Was Livia really this way?  Did she really have a hand in the deaths of Marcellus, Marcus, Agrippa, Gauis and Lucious Caesar, Agrippa Posthumus, Germanicus, to top the list off with her own husband?

Tacitus in his ANNALS OF IMPERIAL ROME merely has accusations, a book written a century after the events and based what scholars might say is ‘uncertain accuracy.’

Well, he was certainly closer to events than I am. 

Livia does get a fair shake from Suetonius (THE TWELVE CAESARS) which is neutral and somehow favorable to her.

So who is right?

The attempts to get inside what the Windsors are actually like (and their ‘family business’ as they call it) is just as hard as interpreting the motives of the first Roman Imperial family.  Historians, artists, and playwrights have filled in gaps and suspicions.

Here is a small example (and a small one).  A few years ago a movie came out called CATCH ME IF YOU CAN.  It was based on the adventures of Frank Abagnale Jr., a 16 years old boy who posed as an airline pilot and through check fraud amassed millions of dollars. 

In the book (Frank Abagnale SENIOR was a hard working guy who came upon hard times).  In the movie there were many deviations from the actual story, but Abagnale’s father is portrayed as someone skirting the law and eventually getting into trouble with the IRS.  How else can you explain having such a ‘bad’ son? (note* He was caught, did time, and started his own security business).

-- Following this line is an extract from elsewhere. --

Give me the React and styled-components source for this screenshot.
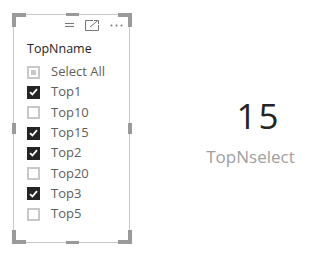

The book at the end includes a Q and A session with the author that asks the about the portrayal of his father.  Abagnale Jr. responds: “It’s just a movie.”

 That’s true…it is…but imagine that that was YOUR father (or any relative you held high in esteem).  In a way its changing history and I think there are many historical figures that are bent and shaped for the purpose of drama and good story telling.

Sure, Livia could have been a murderous viper, and then again maybe not.  Who is telling the story?  How close are they to the main characters?  How close are they  to them in history?  What did they based their research on – history, word of mouth, or fiction?  Is the historian or storyteller, a roman republican, someone hurt by the imperial family, a secret Christian or someone who liked gossip?

 Do we really know anyone, and why let gossip get in the way of good storytelling?

 (What do you think?  Comment.  Let’s hear from you.)

Episode 8 – THE AGE OF BRONZE

If you talk about the Romans, you have to talk about the Greeks…and if you talk about the Greeks, eventually you have to talk about the Trojans.

–Rob Cain, Ancient Rome Refocused

The artwork of Eric Shanower

The artwork of Eric Shanower

I always wanted to ’quote’ myself. 

The next Ancient Rome Refocused has an interview with Eric Shanower who is the author illustrator of THE AGE OF BRONZE.  This is a fantastic graphic novel of the adventures of the ancient heroes of Ancient Greece, and has a very realistic take on the story of Ancient Troy. 

His website can be found on:  http://ericshanower.com

Episode 8 deals talks how enduring the story has been over the ages.  Most great artists, authors and playwrights have tried their hand at telling the tale of Ancient Troy.  It has everything: sex, betrayal, love, hate, magic, the Gods and Man in conflict.  Can you ask  for more?  There is even the most beautiful woman in world, and the great warriors of the age.  

This story always had appeal.  Remember John McClane of the Die Hard Series?  Remember Rambo?  What of Matt Damon in the Bourne Series?  Our modern fiction is filled with memories of the heroic age.  While modern day Homers use the classics as inspiration, the story Troy itself is retold and retold to audiences of every generation that never seem to tire of it. 

Is it the way it’s told, or are we hardwired to be thrilled by such stories?